Robert Hicks, Taft Stettinius' managing partner, said the talent at Briggs made a combination with the Twin Cities firm desirable, as did the opportunity to break into the Minneapolis market, which various Am Law 200 firms have tried to enter in the last few years.
"We were in complete alignment in terms of client perspective, but, more importantly, from a human and cultural perspective," Hicks said. "[Briggs] has a deep sense of community, lots of talent, and they really fit our other markets and models completely."
Hicks said the two firms shared strengths in some similar practice areas, such as transactional work and litigation. He also complimented Briggs's expertise in the energy, data privacy, railroad litigation and business practice areas, which, in addition to other specialties, he was excited to bring to Taft Stettinius' wheelhouse.
"It just strengthens the bench," Hicks said.

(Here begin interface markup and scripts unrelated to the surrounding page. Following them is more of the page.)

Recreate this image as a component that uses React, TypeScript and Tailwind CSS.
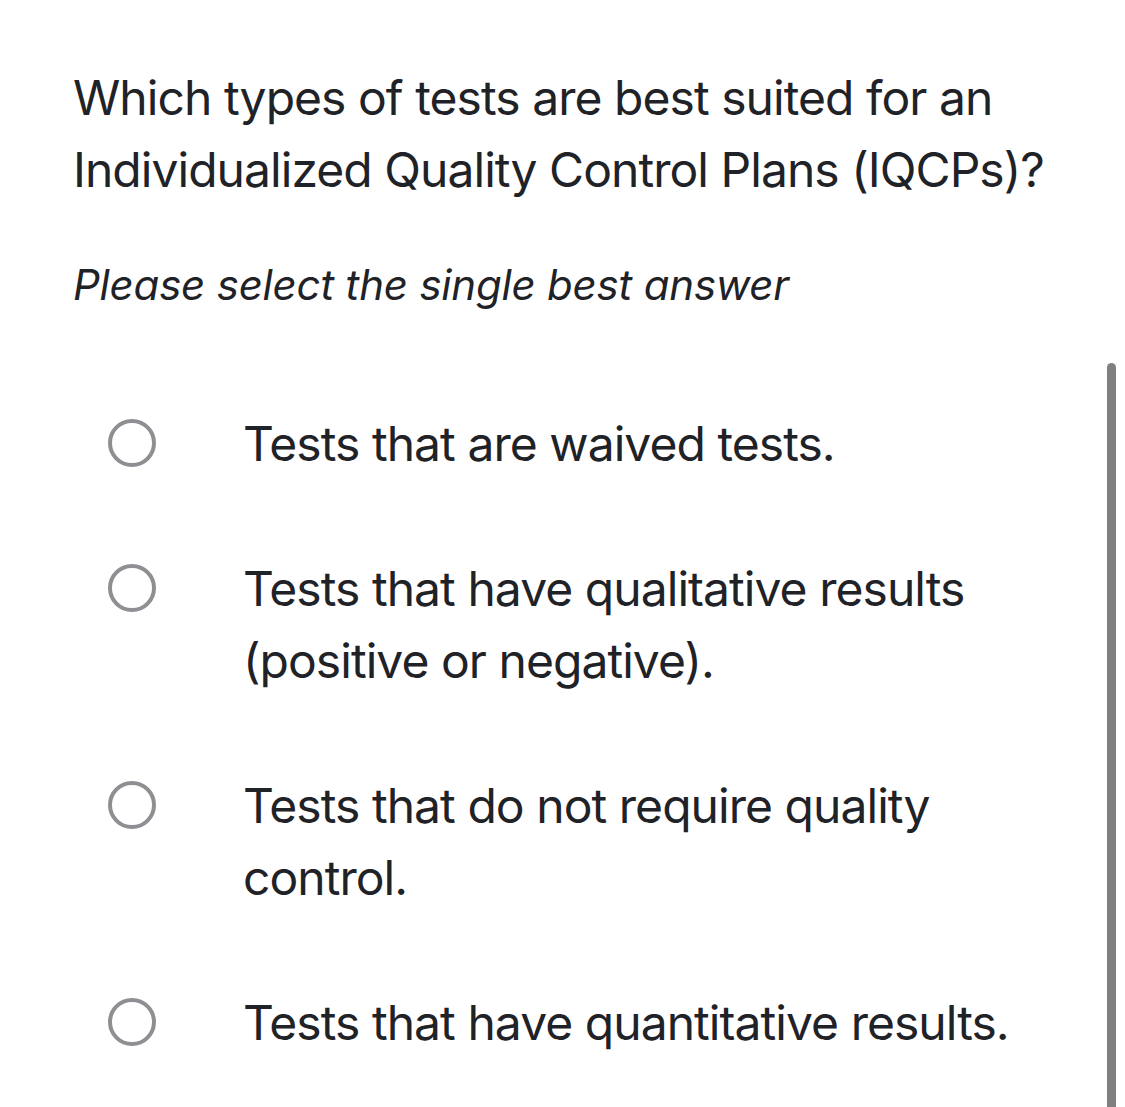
import { useState } from 'react';

const OPTIONS = [
  'Tests that are waived tests.',
  'Tests that have qualitative results (positive or negative).',
  'Tests that do not require quality control.',
  'Tests that have quantitative results.',
];

export default function App() {
  const [picked, setPicked] = useState<number | null>(null);

  return (
    <div className="relative min-h-[1107px] bg-white overflow-hidden font-['Inter',sans-serif] text-[#1f2226]">
      <div className="pl-[73px] pr-[50px] pt-[62px]">
        <h1 className="text-[48px] leading-[72px] font-normal tracking-[-0.95px]">
          Which types of tests are best suited for an Individualized Quality Control Plans (IQCPs)?
        </h1>

        <p className="mt-[49px] text-[42px] leading-[60px] italic tracking-[-0.2px]">
          Please select the single best answer
        </p>

        <div className="mt-[93px] flex flex-col gap-[73px] pl-[35px]">
          {OPTIONS.map((opt, i) => (
            <button
              key={i}
              onClick={() => setPicked(i)}
              className="flex items-start text-left"
            >
              <span className="mt-[11px] w-[48px] h-[48px] shrink-0 rounded-full border-[4px] border-[#8e8e93] flex items-center justify-center">
                {picked === i && <span className="w-[24px] h-[24px] rounded-full bg-[#8e8e93]" />}
              </span>
              <span className="ml-[87px] text-[48px] leading-[72px] tracking-[-0.95px]">{opt}</span>
            </button>
          ))}
        </div>
      </div>

      {/* scroll indicator */}
      <div className="absolute left-[1107px] top-[363px] w-[9px] h-[800px] rounded-t-full bg-[#808080]" />
    </div>
  );
}
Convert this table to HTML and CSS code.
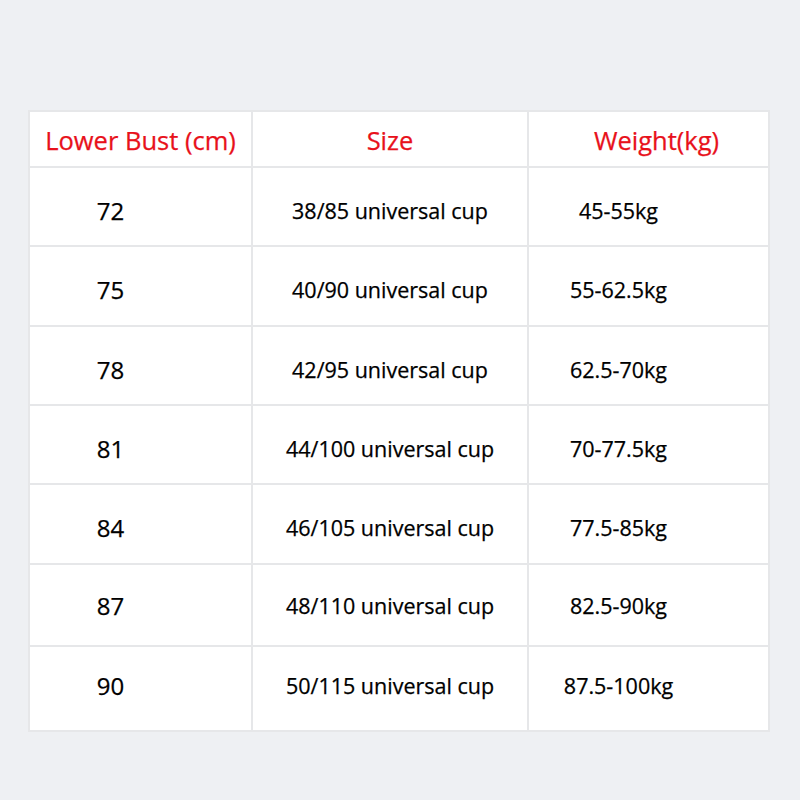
FILE: index.html
```html
<!DOCTYPE html>
<html>
<head>
<meta charset="utf-8">
<link rel="stylesheet" href="styles.css">
</head>
<body>
<div class="sheet">
  <div class="grid">
    <div class="cell head c1">Lower Bust (cm)</div>
    <div class="cell head c2">Size</div>
    <div class="cell head c3">Weight(kg)</div>

    <div class="cell c1">72</div>
    <div class="cell c2">38/85 universal cup</div>
    <div class="cell c3">45-55kg</div>

    <div class="cell c1">75</div>
    <div class="cell c2">40/90 universal cup</div>
    <div class="cell c3">55-62.5kg</div>

    <div class="cell c1">78</div>
    <div class="cell c2">42/95 universal cup</div>
    <div class="cell c3">62.5-70kg</div>

    <div class="cell c1">81</div>
    <div class="cell c2">44/100 universal cup</div>
    <div class="cell c3">70-77.5kg</div>

    <div class="cell c1">84</div>
    <div class="cell c2">46/105 universal cup</div>
    <div class="cell c3">77.5-85kg</div>

    <div class="cell c1 tall">87</div>
    <div class="cell c2 tall">48/110 universal cup</div>
    <div class="cell c3 tall">82.5-90kg</div>

    <div class="cell c1 last">90</div>
    <div class="cell c2 last">50/115 universal cup</div>
    <div class="cell c3 last">87.5-100kg</div>
  </div>
</div>
</body>
</html>
```

FILE: styles.css
```css
html, body {
  margin: 0;
  padding: 0;
  background: #eef0f3;
}
body {
  width: 800px;
  height: 800px;
  font-family: "Open Sans", "Noto Sans", sans-serif;
}
.sheet {
  padding: 110px 0 0 28px;
}
.grid {
  display: grid;
  width: 742px;
  box-sizing: border-box;
  grid-template-columns: 221px 274px 239px;
  grid-template-rows: 54px 77px 78px 77px 77px 78px 80px 83px;
  gap: 2px;
  padding: 2px;
  background: #e6e7e9;
}
.cell {
  background: #ffffff;
  display: flex;
  align-items: center;
  justify-content: center;
  color: #000;
  font-size: 21.5px;
  font-weight: 400;
  -webkit-text-stroke: 0.25px #000;
  padding-top: 7px;
  box-sizing: border-box;
}
.tall {
  padding-top: 1px;
}
.last {
  padding-top: 0;
  padding-bottom: 7px;
}
.head {
  color: #e8111b;
  -webkit-text-stroke: 0.25px #e8111b;
  font-size: 25.5px;
  padding-top: 2px;
}
.c1 {
  padding-right: 60px;
  font-size: 24px;
}
.head.c1 {
  padding-right: 0;
  font-size: 25.5px;
}
.c3 {
  padding-right: 60px;
}
.head.c3 {
  padding-right: 0;
  padding-left: 16px;
}
```
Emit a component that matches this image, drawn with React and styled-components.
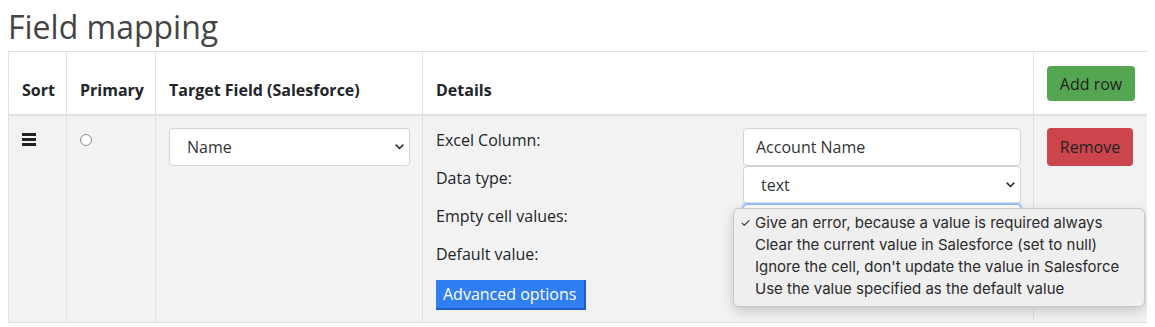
import React from "react";
import styled, { createGlobalStyle } from "styled-components";

const GlobalStyle = createGlobalStyle`
  body {
    margin: 8px;
    background: #fff;
    font-family: "Open Sans", "Liberation Sans", sans-serif;
    color: #212529;
  }
`;

const Title = styled.h1`
  font-size: 32px;
  font-weight: 400;
  color: #444;
  margin: 0 0 5px 0;
  line-height: 38px;
`;

const Table = styled.table`
  width: 1139px;
  border-collapse: collapse;
  font-size: 16px;
  table-layout: fixed;
`;

const Col = styled.col`
  width: ${(p) => p.$w}px;
`;

const Th = styled.th`
  text-align: left;
  vertical-align: bottom;
  padding: 14px 12px 12px 13px;
  border: 1px solid #dee2e6;
  border-bottom: 2px solid #dee2e6;
  font-weight: 700;
  line-height: 24px;
  color: #212529;
`;

const Row = styled.tr`
  background: #f2f2f2;
`;

const Td = styled.td`
  vertical-align: top;
  padding: 12px 12px 12px 13px;
  border: 1px solid #dee2e6;
  line-height: 24px;
  position: ${(p) => (p.$rel ? "relative" : "static")};
`;

const Handle = styled.div`
  display: flex;
  flex-direction: column;
  gap: 2px;
  width: 14px;
  padding-top: 5px;
  span {
    display: block;
    height: 3px;
    background: #222;
  }
`;

const Radio = styled.span`
  display: block;
  width: 10px;
  height: 10px;
  margin: 6px 0 0 0;
  border: 1px solid #8a8a8a;
  border-radius: 50%;
  background: #fff;
`;

const SelectBox = styled.div`
  box-sizing: border-box;
  height: 38px;
  min-width: 0;
  display: flex;
  align-items: center;
  justify-content: space-between;
  padding: 0 5px 0 17px;
  background: #fff;
  border: 1px solid ${(p) => (p.$focus ? "#86b7fe" : "#ced4da")};
  box-shadow: ${(p) => (p.$focus ? "0 0 0 2px rgba(13,110,253,0.2)" : "none")};
  border-radius: 4px;
  font-size: 16px;
  color: #333;
  overflow: hidden;
  white-space: nowrap;
`;

const TextInput = styled.div`
  box-sizing: border-box;
  height: 38px;
  display: flex;
  align-items: center;
  padding: 0 12px;
  background: #fff;
  border: 1px solid #ced4da;
  border-radius: 4px;
  font-size: 16px;
  color: #333;
`;

const DetailsGrid = styled.div`
  display: grid;
  grid-template-columns: minmax(0, 1fr) 278px;
  grid-auto-rows: 38px;
  column-gap: 10px;
`;

const Label = styled.div`
  font-size: 16px;
  line-height: 24px;
  color: #212529;
`;

const AdvancedButton = styled.button`
  display: block;
  font-family: "Open Sans", "Liberation Sans", sans-serif;
  font-size: 16px;
  color: #fff;
  background: #2f7ef2;
  border: none;
  border-right: 2px solid #1d5fc4;
  border-bottom: 2px solid #1d5fc4;
  padding: 0 7px;
  height: 30px;
  width: 150px;
  text-align: left;
  line-height: 28px;
`;

const ActionButton = styled.button`
  font-family: "Open Sans", "Liberation Sans", sans-serif;
  font-size: 16px;
  color: #222;
  background: ${(p) => (p.$variant === "add" ? "#55a650" : "#cd454c")};
  border: none;
  border-radius: 4px;
  height: ${(p) => (p.$variant === "add" ? 35 : 38)}px;
  width: ${(p) => (p.$variant === "add" ? 88 : 86)}px;
  padding: 0;
  display: block;
  margin-bottom: ${(p) => (p.$variant === "add" ? 1 : 0)}px;
`;

const Menu = styled.div`
  position: absolute;
  left: 310px;
  top: 92px;
  width: 412px;
  box-sizing: border-box;
  padding: 3px 0 6px 0;
  background: #efefef;
  border: 1px solid #c9c9c9;
  border-radius: 6px;
  box-shadow: 0 4px 12px rgba(0, 0, 0, 0.18);
  font-family: Inter, "Liberation Sans", sans-serif;
  font-size: 15px;
  color: #2a2a2a;
  z-index: 5;
`;

const MenuItem = styled.div`
  display: flex;
  align-items: center;
  height: 22px;
  padding-left: 21px;
  position: relative;
  white-space: nowrap;
`;

const Check = styled.span`
  position: absolute;
  left: 6px;
  font-size: 12px;
`;

const Chevron = () => (
  <svg width="9" height="6" viewBox="0 0 9 6">
    <path d="M1.2 1.2 L4.5 4.5 L7.8 1.2" fill="none" stroke="#333" strokeWidth="1.7" strokeLinecap="round" strokeLinejoin="round" />
  </svg>
);

const options = [
  "Give an error, because a value is required always",
  "Clear the current value in Salesforce (set to null)",
  "Ignore the cell, don't update the value in Salesforce",
  "Use the value specified as the default value",
];

export default function App() {
  return (
    <>
      <GlobalStyle />
      <Title>Field mapping</Title>
      <Table>
        <colgroup>
          <Col $w={58} />
          <Col $w={89} />
          <Col $w={267} />
          <Col $w={611} />
          <Col $w={114} />
        </colgroup>
        <thead>
          <tr>
            <Th>Sort</Th>
            <Th>Primary</Th>
            <Th>Target Field (Salesforce)</Th>
            <Th>Details</Th>
            <Th>
              <ActionButton $variant="add">Add row</ActionButton>
            </Th>
          </tr>
        </thead>
        <tbody>
          <Row>
            <Td>
              <Handle>
                <span />
                <span />
                <span />
              </Handle>
            </Td>
            <Td>
              <Radio />
            </Td>
            <Td>
              <SelectBox>
                Name
                <Chevron />
              </SelectBox>
            </Td>
            <Td $rel>
              <DetailsGrid>
                <Label>Excel Column:</Label>
                <TextInput>Account Name</TextInput>
                <Label>Data type:</Label>
                <SelectBox>
                  text
                  <Chevron />
                </SelectBox>
                <Label>Empty cell values:</Label>
                <SelectBox $focus />
                <Label>Default value:</Label>
                <TextInput />
              </DetailsGrid>
              <AdvancedButton>Advanced options</AdvancedButton>
              <Menu>
                {options.map((o, i) => (
                  <MenuItem key={o}>
                    {i === 0 && <Check>✓</Check>}
                    {o}
                  </MenuItem>
                ))}
              </Menu>
            </Td>
            <Td>
              <ActionButton $variant="remove">Remove</ActionButton>
            </Td>
          </Row>
        </tbody>
      </Table>
    </>
  );
}
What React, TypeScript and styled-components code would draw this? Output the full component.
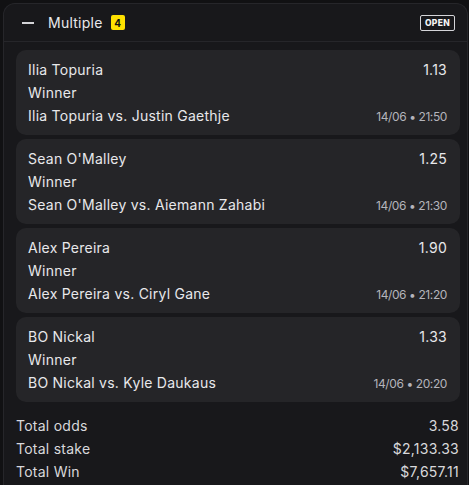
import React from "react";
import styled, { createGlobalStyle } from "styled-components";

const Global = createGlobalStyle`
  html, body { margin: 0; padding: 0; background: #111113; }
  body { font-family: Inter, "Open Sans", sans-serif; color: #e4e4e7; }
`;

const Panel = styled.section`
  margin: 3px 1px 0 3px;
  background: #18181b;
  border: 1px solid #26262a;
  border-bottom: none;
  border-radius: 12px 12px 0 0;
  height: 482px;
  box-sizing: border-box;
  overflow: hidden;
`;

const Header = styled.header`
  display: flex;
  align-items: center;
  height: 37px;
  padding: 0 12px 0 18px;
  border-bottom: 1px solid #26262a;
`;

const Minus = styled.span`
  width: 12px;
  height: 2px;
  background: #d4d4d8;
  margin-right: 14px;
  margin-top: 1px;
`;

const Title = styled.span`
  font-size: 14px;
  letter-spacing: 0.25px;
  color: #e8e8eb;
`;

const Count = styled.span`
  margin-left: 8px;
  width: 14px;
  height: 15px;
  background: #ffe100;
  color: #111;
  font-size: 10px;
  font-weight: 700;
  display: inline-flex;
  align-items: center;
  justify-content: center;
  border-radius: 2px;
`;

const Status = styled.span`
  margin-left: auto;
  border: 1px solid #d4d4d8;
  border-radius: 2px;
  height: 16px;
  box-sizing: border-box;
  padding: 0 4px;
  display: inline-flex;
  align-items: center;
  font-size: 8.5px;
  font-weight: 800;
  color: #f4f4f5;
  letter-spacing: 0.3px;
`;

const Body = styled.div`
  padding: 8px 7px 0 12px;
  display: flex;
  flex-direction: column;
  gap: 4px;
`;

const Card = styled.div`
  background: #252528;
  border-radius: 10px;
  padding: 8px 13px 8px 12px;
  display: flex;
  flex-direction: column;
`;

const Row = styled.div`
  display: flex;
  justify-content: space-between;
  align-items: baseline;
  height: 23px;
  line-height: 23px;
  font-size: 14px;
  letter-spacing: 0.25px;
  color: #e8e8eb;
`;

const Time = styled.span`
  font-size: 12px;
  letter-spacing: -0.4px;
  color: #b4b4bb;
`;

const Totals = styled.div`
  margin-top: 8px;
  padding-right: 1px;
  display: flex;
  flex-direction: column;
`;

const TotalRow = styled(Row)`
  color: #d8d8dc;
`;

const bets = [
  { name: "Ilia Topuria", odds: "1.13", match: "Ilia Topuria vs. Justin Gaethje", time: "14/06 • 21:50" },
  { name: "Sean O'Malley", odds: "1.25", match: "Sean O'Malley vs. Aiemann Zahabi", time: "14/06 • 21:30" },
  { name: "Alex Pereira", odds: "1.90", match: "Alex Pereira vs. Ciryl Gane", time: "14/06 • 21:20" },
  { name: "BO Nickal", odds: "1.33", match: "BO Nickal vs. Kyle Daukaus", time: "14/06 • 20:20" },
];

export default function App() {
  return (
    <>
      <Global />
      <Panel>
        <Header>
          <Minus />
          <Title>Multiple</Title>
          <Count>4</Count>
          <Status>OPEN</Status>
        </Header>
        <Body>
          {bets.map((b) => (
            <Card key={b.name}>
              <Row>
                <span>{b.name}</span>
                <span>{b.odds}</span>
              </Row>
              <Row>
                <span>Winner</span>
              </Row>
              <Row>
                <span>{b.match}</span>
                <Time>{b.time}</Time>
              </Row>
            </Card>
          ))}
          <Totals>
            <TotalRow>
              <span>Total odds</span>
              <span>3.58</span>
            </TotalRow>
            <TotalRow>
              <span>Total stake</span>
              <span>$2,133.33</span>
            </TotalRow>
            <TotalRow>
              <span>Total Win</span>
              <span>$7,657.11</span>
            </TotalRow>
          </Totals>
        </Body>
      </Panel>
    </>
  );
}
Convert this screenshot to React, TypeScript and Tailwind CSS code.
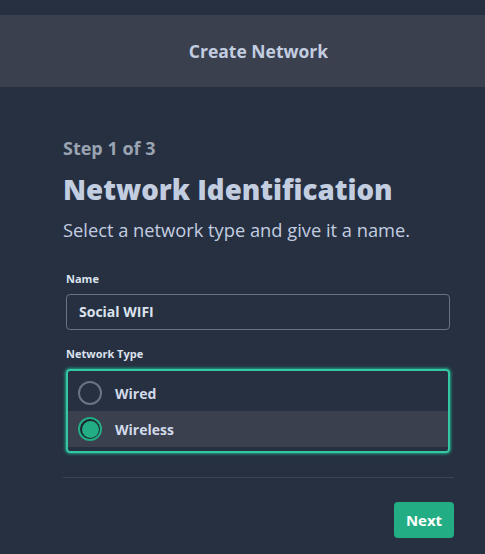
import { useState } from "react";

const types = ["Wired", "Wireless"];

export default function App() {
  const [name, setName] = useState("Social WIFI");
  const [type, setType] = useState("Wireless");

  return (
    <div className="min-h-[554px] w-[485px] bg-[#263040] pt-[15px] font-['Open_Sans',sans-serif] text-[#c3cde0]">
      <header className="flex h-[72px] items-center justify-center bg-[#3a404e] pl-[32px]">
        <h1 className="text-[17.5px] font-bold text-[#c3cde0]">Create Network</h1>
      </header>

      <div className="px-[63px] pt-[48px]">
        <p className="text-[18px] font-bold text-[#9aa3b1]">Step 1 of 3</p>
        <h2 className="mt-[9px] text-[27.7px] leading-[36px] font-extrabold text-[#c3cde0]">
          Network Identification
        </h2>
        <p className="mt-[9px] text-[18.3px] text-[#c3cde0]">
          Select a network type and give it a name.
        </p>

        <div className="ml-[3px] mt-[28px] mr-[-31px]">
          <label className="block text-[11px] font-bold text-[#dbe2ee]">Name</label>
          <input
            value={name}
            onChange={(e) => setName(e.target.value)}
            className="mt-[6px] h-[36px] w-[384px] rounded-[4px] border border-[#6b7280] bg-transparent px-[12px] text-[14px] font-bold text-[#dbe2ee] outline-none"
          />

          <label className="mt-[16px] block text-[11px] font-bold text-[#dbe2ee]">Network Type</label>
          <div className="mt-[7px] w-[384px] overflow-hidden rounded-[4px] border-2 border-[#35c7a4] py-[4px] shadow-[0_0_3px_1px_#1fa386]">
            {types.map((t) => {
              const on = t === type;
              return (
                <button
                  key={t}
                  onClick={() => setType(t)}
                  className={`flex h-[36px] w-full items-center gap-[13px] px-[10px] text-left ${on ? "bg-[#3a404e]" : ""}`}
                >
                  {on ? (
                    <span className="flex h-[24px] w-[24px] items-center justify-center rounded-full border-2 border-[#22ad84] bg-[#1d2430]">
                      <span className="h-[17px] w-[17px] rounded-full bg-[#22ad84]" />
                    </span>
                  ) : (
                    <span className="h-[24px] w-[24px] rounded-full border-2 border-[#6b7383]" />
                  )}
                  <span className="text-[14px] font-bold text-[#d2daea]">{t}</span>
                </button>
              );
            })}
          </div>
        </div>

        <div className="mr-[-32px] mt-[24px] border-t border-[#3c4452]" />

        <div className="mr-[-32px] mt-[24px] flex justify-end">
          <button className="h-[36px] w-[60px] rounded-[4px] bg-[#22ad84] text-[15px] font-bold text-white">
            Next
          </button>
        </div>
      </div>
    </div>
  );
}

Ryan agreed, noting that with Taft's decentralized business model, his team would gain access to a network of 12 offices, each equipped with a group of experts to lend a hand.
"These are good practice areas for us, and we'll be able to do them on a bigger scale," he said.
Hicks added that Taft Stettinius' decentralization gives it an advantage over its competitors. That business model calls for each of Taft Stettinius' offices to be a complete, full-service firm, rather than having each practice group's members clustered in one office.
Hicks estimated the merger will bring Taft Stettinius' gross revenue to "well north of $350 million," which would put the firm securely in the Am Law 200, and push it close to the Am Law 100 threshold.
Postmerger, the firm will be competitive with firms in the bottom 50 of the Am Law 100, Hicks said, and he specifically named Barnes & Thornburg and Faegre Baker Daniels as peer group members.
"To be able to bring the strength, depth and breadth of the existing Briggs platform plays forward better than anything else we could have done, in terms of our vision," Hicks said.